**** Dataset

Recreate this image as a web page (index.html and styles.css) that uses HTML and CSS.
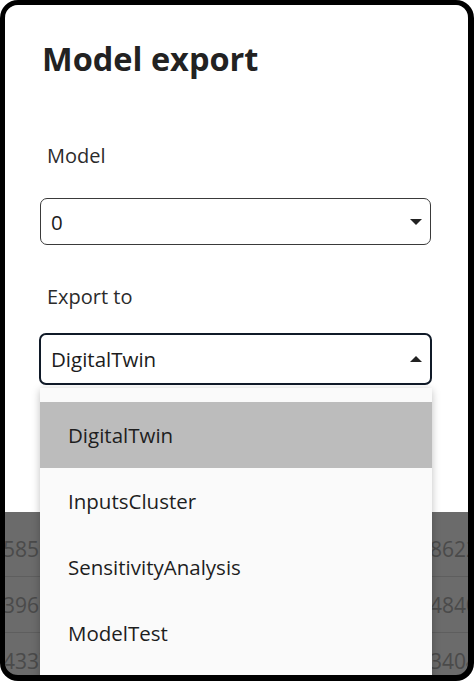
FILE: index.html
```html
<!DOCTYPE html>
<html lang="en">
<head>
  <meta charset="UTF-8">
  <title>Model export</title>
  <link rel="stylesheet" href="styles.css">
</head>
<body>

  <div class="frame">
    <!-- Dialog sheet -->
    <div class="dialog">
      <h1>Model export</h1>

      <div class="field">
        <label for="model">Model</label>
        <div class="select" id="model">
          <span>0</span>
          <span class="arrow down"></span>
        </div>
      </div>

      <div class="field">
        <label for="target">Export to</label>
        <div class="select open" id="target">
          <span>DigitalTwin</span>
          <span class="arrow up"></span>
        </div>
      </div>
    </div>

    <!-- Table behind the backdrop -->
    <div class="backdrop">
      <div class="row"><span class="left">5859</span><span class="right">8622</span></div>
      <div class="row"><span class="left">3969</span><span class="right">4840</span></div>
      <div class="row"><span class="left">4337</span><span class="right">3404</span></div>
    </div>

    <!-- Open dropdown list -->
    <ul class="menu">
      <li class="selected">DigitalTwin</li>
      <li>InputsCluster</li>
      <li>SensitivityAnalysis</li>
      <li>ModelTest</li>
    </ul>
  </div>

</body>
</html>
```

FILE: styles.css
```css
body {
  margin: 0;
  background: #fff;
  font-family: "Open Sans", "Noto Sans", sans-serif;
}
.frame {
  position: relative;
  width: 474px;
  height: 681px;
  box-sizing: border-box;
  border: 5px solid #000;
  border-right-width: 6px;
  border-bottom-width: 6px;
  border-radius: 18px;
  overflow: hidden;
  background: #6b6b6b;
}
.dialog {
  height: 507px;
  background: #fff;
  padding: 31px 37px 0 35px;
  box-sizing: border-box;
}
h1 {
  margin: 0 0 0 2px;
  font-size: 32.5px;
  line-height: 46px;
  font-weight: 700;
  color: #222;
}
.field {
  margin-top: 60px;
}
.field + .field {
  margin-top: 38px;
}
label {
  display: block;
  margin-left: 7px;
  font-size: 20px;
  line-height: 28px;
  color: #2b2b2b;
}
.select {
  margin-top: 28px;
  height: 47px;
  box-sizing: border-box;
  border: 1.5px solid #3a3a3a;
  border-radius: 7px;
  display: flex;
  align-items: center;
  justify-content: space-between;
  padding: 0 8px 0 10px;
  font-size: 20.5px;
  color: #1c1c1c;
}
.select.open {
  margin-top: 22px;
  height: 52px;
  margin-left: -1px;
  margin-right: -1px;
  border: 2.5px solid #101a28;
}
.arrow {
  width: 0;
  height: 0;
  border-left: 6px solid transparent;
  border-right: 6px solid transparent;
}
.arrow.down {
  border-top: 6px solid #222;
}
.arrow.up {
  border-bottom: 6px solid #222;
}
.backdrop {
  padding-top: 9px;
  color: #4a4a4a;
  font-size: 21px;
}
.row {
  height: 55px;
  border-bottom: 1px solid #5e5e5e;
  display: flex;
  justify-content: space-between;
  align-items: center;
}
.left {
  margin-left: -2px;
}
.right {
  margin-right: -10px;
}
.menu {
  position: absolute;
  left: 35px;
  top: 383px;
  width: 392px;
  margin: 0;
  padding: 14px 0 20px;
  list-style: none;
  background: #fafafa;
  box-shadow: 0 2px 8px rgba(0, 0, 0, 0.25);
}
.menu li {
  height: 66px;
  line-height: 66px;
  padding-left: 28px;
  font-size: 20.5px;
  color: #1e1e1e;
}
.menu li.selected {
  background: #bcbcbc;
}
```
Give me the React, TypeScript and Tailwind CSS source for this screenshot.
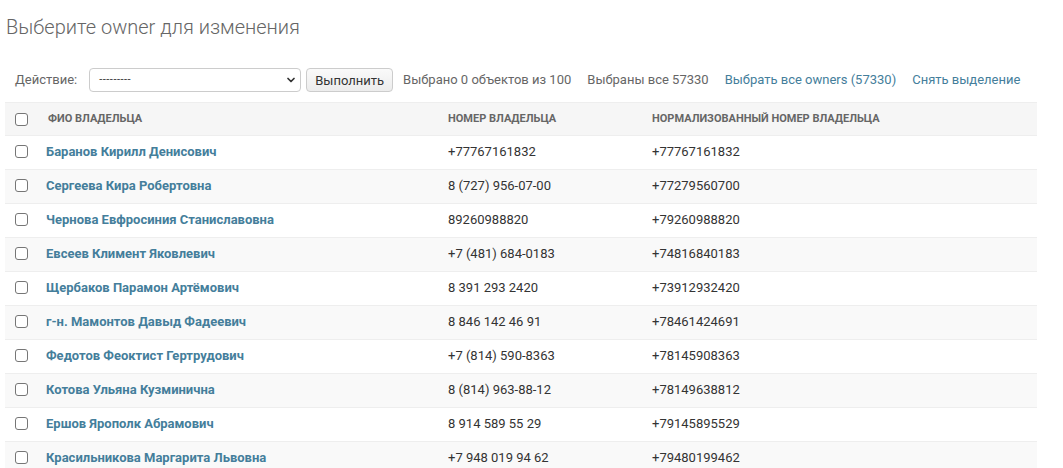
import { ChevronDown } from "lucide-react";

type Owner = { name: string; phone: string; normalized: string };

const OWNERS: Owner[] = [
  { name: "Баранов Кирилл Денисович", phone: "+77767161832", normalized: "+77767161832" },
  { name: "Сергеева Кира Робертовна", phone: "8 (727) 956-07-00", normalized: "+77279560700" },
  { name: "Чернова Евфросиния Станиславовна", phone: "89260988820", normalized: "+79260988820" },
  { name: "Евсеев Климент Яковлевич", phone: "+7 (481) 684-0183", normalized: "+74816840183" },
  { name: "Щербаков Парамон Артёмович", phone: "8 391 293 2420", normalized: "+73912932420" },
  { name: "г-н. Мамонтов Давыд Фадеевич", phone: "8 846 142 46 91", normalized: "+78461424691" },
  { name: "Федотов Феоктист Гертрудович", phone: "+7 (814) 590-8363", normalized: "+78145908363" },
  { name: "Котова Ульяна Кузминична", phone: "8 (814) 963-88-12", normalized: "+78149638812" },
  { name: "Ершов Ярополк Абрамович", phone: "8 914 589 55 29", normalized: "+79145895529" },
  { name: "Красильникова Маргарита Львовна", phone: "+7 948 019 94 62", normalized: "+79480199462" },
];

function Checkbox() {
  return <span className="block w-[13px] h-[13px] rounded-[3px] border border-[#767676] bg-white" />;
}

export default function App() {
  return (
    <div className="w-[1063px] h-[468px] overflow-hidden bg-white text-[13px] text-[#333] font-['Roboto','Liberation_Sans',sans-serif]">
      {/* Title */}
      <h1 className="pl-[6px] pt-[13px] text-[20px] leading-[28px] font-light text-[#666]">
        Выберите owner для изменения
      </h1>

      {/* Actions bar */}
      <div className="mt-[27px] ml-[15px] flex items-center h-[24px]">
        <span className="text-[#666] mr-[12px]">Действие:</span>
        <div className="relative w-[212px] h-[24px] border border-[#ccc] rounded-[4px] flex items-center pl-[9px] text-[#333]">
          <span className="text-[11px] tracking-[0.5px]">---------</span>
          <ChevronDown className="absolute right-[3px] top-[5px] w-[12px] h-[12px] text-[#333]" strokeWidth={3.5} />
        </div>
        <button className="ml-[5px] h-[24px] px-[8px] border border-[#ccc] rounded-[4px] bg-gradient-to-b from-[#fafafa] to-[#ececec] text-[#333] leading-none">
          Выполнить
        </button>
        <span className="ml-[10px] text-[#666]">Выбрано 0 объектов из 100</span>
        <span className="ml-[16px] text-[#666]">Выбраны все 57330</span>
        <a className="ml-[16px] text-[#447e9b]">Выбрать все owners (57330)</a>
        <a className="ml-[16px] text-[#447e9b]">Снять выделение</a>
      </div>

      {/* Table */}
      <div className="mt-[10px] ml-[5px] w-[1032px]">
        <div className="flex items-center h-[34px] bg-[#f6f6f6] border-t border-b border-[#eee] text-[11px] font-bold uppercase text-[#666]">
          <div className="w-[31px] pl-[10px]"><Checkbox /></div>
          <div className="w-[402px] pl-[12px]">Фио владельца</div>
          <div className="w-[204px] pl-[10px]">Номер владельца</div>
          <div className="flex-1 pl-[10px]">Нормализованный номер владельца</div>
        </div>
        {OWNERS.map((o, i) => (
          <div
            key={o.name}
            className={`flex items-center h-[34px] pb-[2px] border-b border-[#eee] ${i % 2 === 1 ? "bg-[#f9f9f9]" : "bg-white"}`}
          >
            <div className="w-[31px] pl-[10px]"><Checkbox /></div>
            <div className="w-[402px] pl-[10px] font-bold text-[#447e9b]">{o.name}</div>
            <div className="w-[204px] pl-[10px] text-[#333]">{o.phone}</div>
            <div className="flex-1 pl-[10px] text-[#333]">{o.normalized}</div>
          </div>
        ))}
      </div>
    </div>
  );
}
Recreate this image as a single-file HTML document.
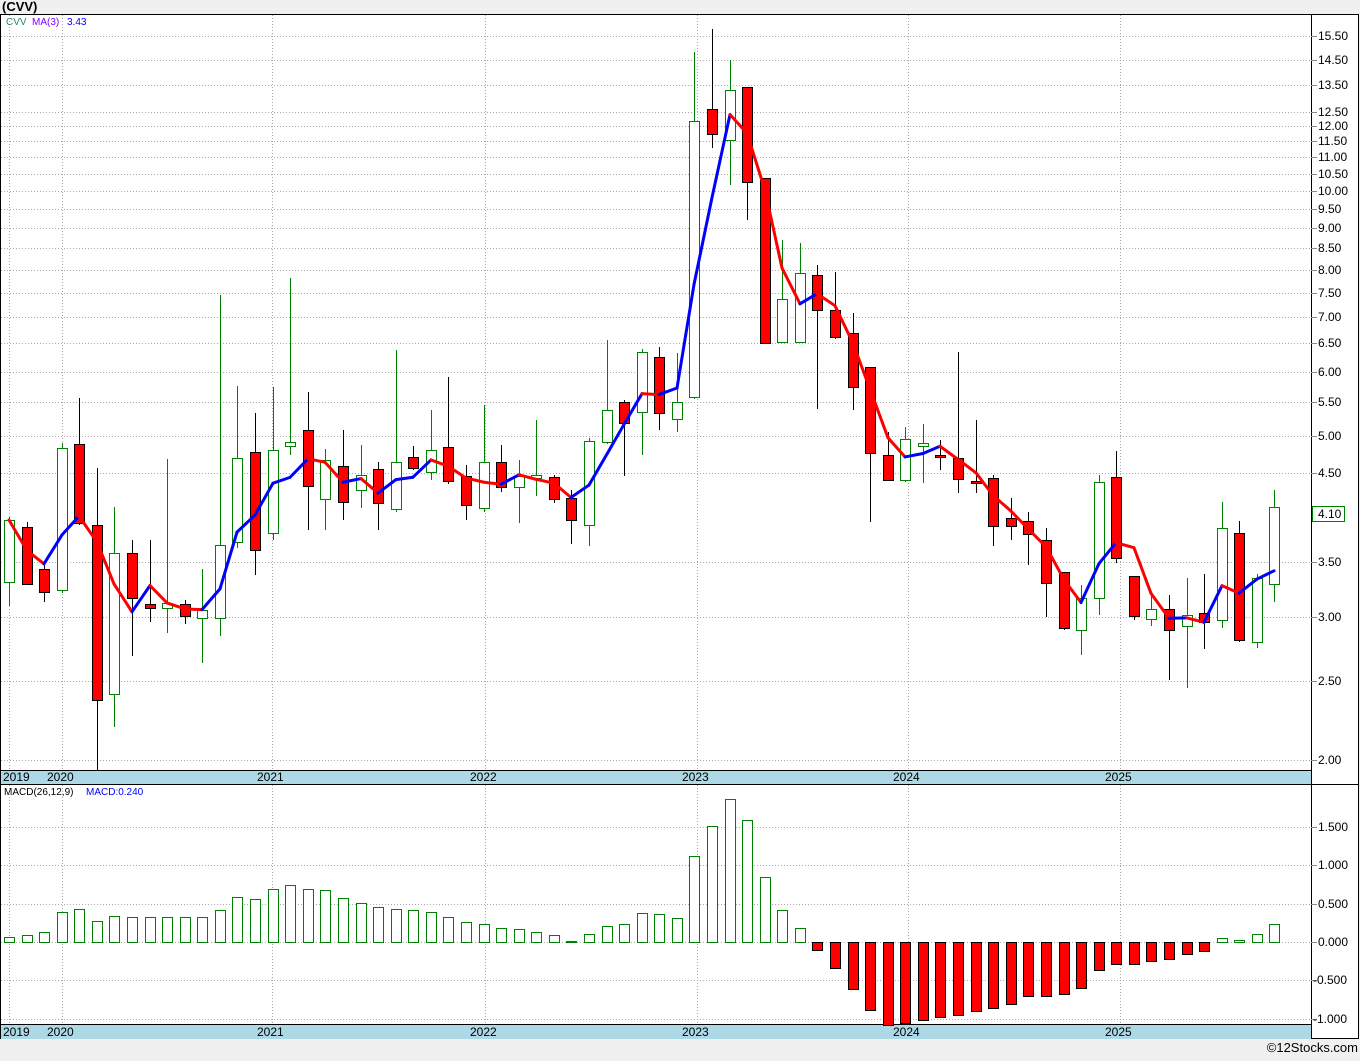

********

■ **Objective**: Repeat the listing in full and exactly. Do not include any images.

■ **The reply**:
Recreate this image as a web page (index.html and styles.css) that uses HTML and CSS.
FILE: index.html
```html
<!DOCTYPE html>
<html lang="en">
<head>
  <meta charset="UTF-8">
  <title>Model export</title>
  <link rel="stylesheet" href="styles.css">
</head>
<body>

  <div class="frame">
    <!-- Dialog sheet -->
    <div class="dialog">
      <h1>Model export</h1>

      <div class="field">
        <label for="model">Model</label>
        <div class="select" id="model">
          <span>0</span>
          <span class="arrow down"></span>
        </div>
      </div>

      <div class="field">
        <label for="target">Export to</label>
        <div class="select open" id="target">
          <span>DigitalTwin</span>
          <span class="arrow up"></span>
        </div>
      </div>
    </div>

    <!-- Table behind the backdrop -->
    <div class="backdrop">
      <div class="row"><span class="left">5859</span><span class="right">8622</span></div>
      <div class="row"><span class="left">3969</span><span class="right">4840</span></div>
      <div class="row"><span class="left">4337</span><span class="right">3404</span></div>
    </div>

    <!-- Open dropdown list -->
    <ul class="menu">
      <li class="selected">DigitalTwin</li>
      <li>InputsCluster</li>
      <li>SensitivityAnalysis</li>
      <li>ModelTest</li>
    </ul>
  </div>

</body>
</html>
```

FILE: styles.css
```css
body {
  margin: 0;
  background: #fff;
  font-family: "Open Sans", "Noto Sans", sans-serif;
}
.frame {
  position: relative;
  width: 474px;
  height: 681px;
  box-sizing: border-box;
  border: 5px solid #000;
  border-right-width: 6px;
  border-bottom-width: 6px;
  border-radius: 18px;
  overflow: hidden;
  background: #6b6b6b;
}
.dialog {
  height: 507px;
  background: #fff;
  padding: 31px 37px 0 35px;
  box-sizing: border-box;
}
h1 {
  margin: 0 0 0 2px;
  font-size: 32.5px;
  line-height: 46px;
  font-weight: 700;
  color: #222;
}
.field {
  margin-top: 60px;
}
.field + .field {
  margin-top: 38px;
}
label {
  display: block;
  margin-left: 7px;
  font-size: 20px;
  line-height: 28px;
  color: #2b2b2b;
}
.select {
  margin-top: 28px;
  height: 47px;
  box-sizing: border-box;
  border: 1.5px solid #3a3a3a;
  border-radius: 7px;
  display: flex;
  align-items: center;
  justify-content: space-between;
  padding: 0 8px 0 10px;
  font-size: 20.5px;
  color: #1c1c1c;
}
.select.open {
  margin-top: 22px;
  height: 52px;
  margin-left: -1px;
  margin-right: -1px;
  border: 2.5px solid #101a28;
}
.arrow {
  width: 0;
  height: 0;
  border-left: 6px solid transparent;
  border-right: 6px solid transparent;
}
.arrow.down {
  border-top: 6px solid #222;
}
.arrow.up {
  border-bottom: 6px solid #222;
}
.backdrop {
  padding-top: 9px;
  color: #4a4a4a;
  font-size: 21px;
}
.row {
  height: 55px;
  border-bottom: 1px solid #5e5e5e;
  display: flex;
  justify-content: space-between;
  align-items: center;
}
.left {
  margin-left: -2px;
}
.right {
  margin-right: -10px;
}
.menu {
  position: absolute;
  left: 35px;
  top: 383px;
  width: 392px;
  margin: 0;
  padding: 14px 0 20px;
  list-style: none;
  background: #fafafa;
  box-shadow: 0 2px 8px rgba(0, 0, 0, 0.25);
}
.menu li {
  height: 66px;
  line-height: 66px;
  padding-left: 28px;
  font-size: 20.5px;
  color: #1e1e1e;
}
.menu li.selected {
  background: #bcbcbc;
}
```
Give me the React, TypeScript and Tailwind CSS source for this screenshot.
import { ChevronDown } from "lucide-react";

type Owner = { name: string; phone: string; normalized: string };

const OWNERS: Owner[] = [
  { name: "Баранов Кирилл Денисович", phone: "+77767161832", normalized: "+77767161832" },
  { name: "Сергеева Кира Робертовна", phone: "8 (727) 956-07-00", normalized: "+77279560700" },
  { name: "Чернова Евфросиния Станиславовна", phone: "89260988820", normalized: "+79260988820" },
  { name: "Евсеев Климент Яковлевич", phone: "+7 (481) 684-0183", normalized: "+74816840183" },
  { name: "Щербаков Парамон Артёмович", phone: "8 391 293 2420", normalized: "+73912932420" },
  { name: "г-н. Мамонтов Давыд Фадеевич", phone: "8 846 142 46 91", normalized: "+78461424691" },
  { name: "Федотов Феоктист Гертрудович", phone: "+7 (814) 590-8363", normalized: "+78145908363" },
  { name: "Котова Ульяна Кузминична", phone: "8 (814) 963-88-12", normalized: "+78149638812" },
  { name: "Ершов Ярополк Абрамович", phone: "8 914 589 55 29", normalized: "+79145895529" },
  { name: "Красильникова Маргарита Львовна", phone: "+7 948 019 94 62", normalized: "+79480199462" },
];

function Checkbox() {
  return <span className="block w-[13px] h-[13px] rounded-[3px] border border-[#767676] bg-white" />;
}

export default function App() {
  return (
    <div className="w-[1063px] h-[468px] overflow-hidden bg-white text-[13px] text-[#333] font-['Roboto','Liberation_Sans',sans-serif]">
      {/* Title */}
      <h1 className="pl-[6px] pt-[13px] text-[20px] leading-[28px] font-light text-[#666]">
        Выберите owner для изменения
      </h1>

      {/* Actions bar */}
      <div className="mt-[27px] ml-[15px] flex items-center h-[24px]">
        <span className="text-[#666] mr-[12px]">Действие:</span>
        <div className="relative w-[212px] h-[24px] border border-[#ccc] rounded-[4px] flex items-center pl-[9px] text-[#333]">
          <span className="text-[11px] tracking-[0.5px]">---------</span>
          <ChevronDown className="absolute right-[3px] top-[5px] w-[12px] h-[12px] text-[#333]" strokeWidth={3.5} />
        </div>
        <button className="ml-[5px] h-[24px] px-[8px] border border-[#ccc] rounded-[4px] bg-gradient-to-b from-[#fafafa] to-[#ececec] text-[#333] leading-none">
          Выполнить
        </button>
        <span className="ml-[10px] text-[#666]">Выбрано 0 объектов из 100</span>
        <span className="ml-[16px] text-[#666]">Выбраны все 57330</span>
        <a className="ml-[16px] text-[#447e9b]">Выбрать все owners (57330)</a>
        <a className="ml-[16px] text-[#447e9b]">Снять выделение</a>
      </div>

      {/* Table */}
      <div className="mt-[10px] ml-[5px] w-[1032px]">
        <div className="flex items-center h-[34px] bg-[#f6f6f6] border-t border-b border-[#eee] text-[11px] font-bold uppercase text-[#666]">
          <div className="w-[31px] pl-[10px]"><Checkbox /></div>
          <div className="w-[402px] pl-[12px]">Фио владельца</div>
          <div className="w-[204px] pl-[10px]">Номер владельца</div>
          <div className="flex-1 pl-[10px]">Нормализованный номер владельца</div>
        </div>
        {OWNERS.map((o, i) => (
          <div
            key={o.name}
            className={`flex items-center h-[34px] pb-[2px] border-b border-[#eee] ${i % 2 === 1 ? "bg-[#f9f9f9]" : "bg-white"}`}
          >
            <div className="w-[31px] pl-[10px]"><Checkbox /></div>
            <div className="w-[402px] pl-[10px] font-bold text-[#447e9b]">{o.name}</div>
            <div className="w-[204px] pl-[10px] text-[#333]">{o.phone}</div>
            <div className="flex-1 pl-[10px] text-[#333]">{o.normalized}</div>
          </div>
        ))}
      </div>
    </div>
  );
}
Recreate this image as a single-file HTML document.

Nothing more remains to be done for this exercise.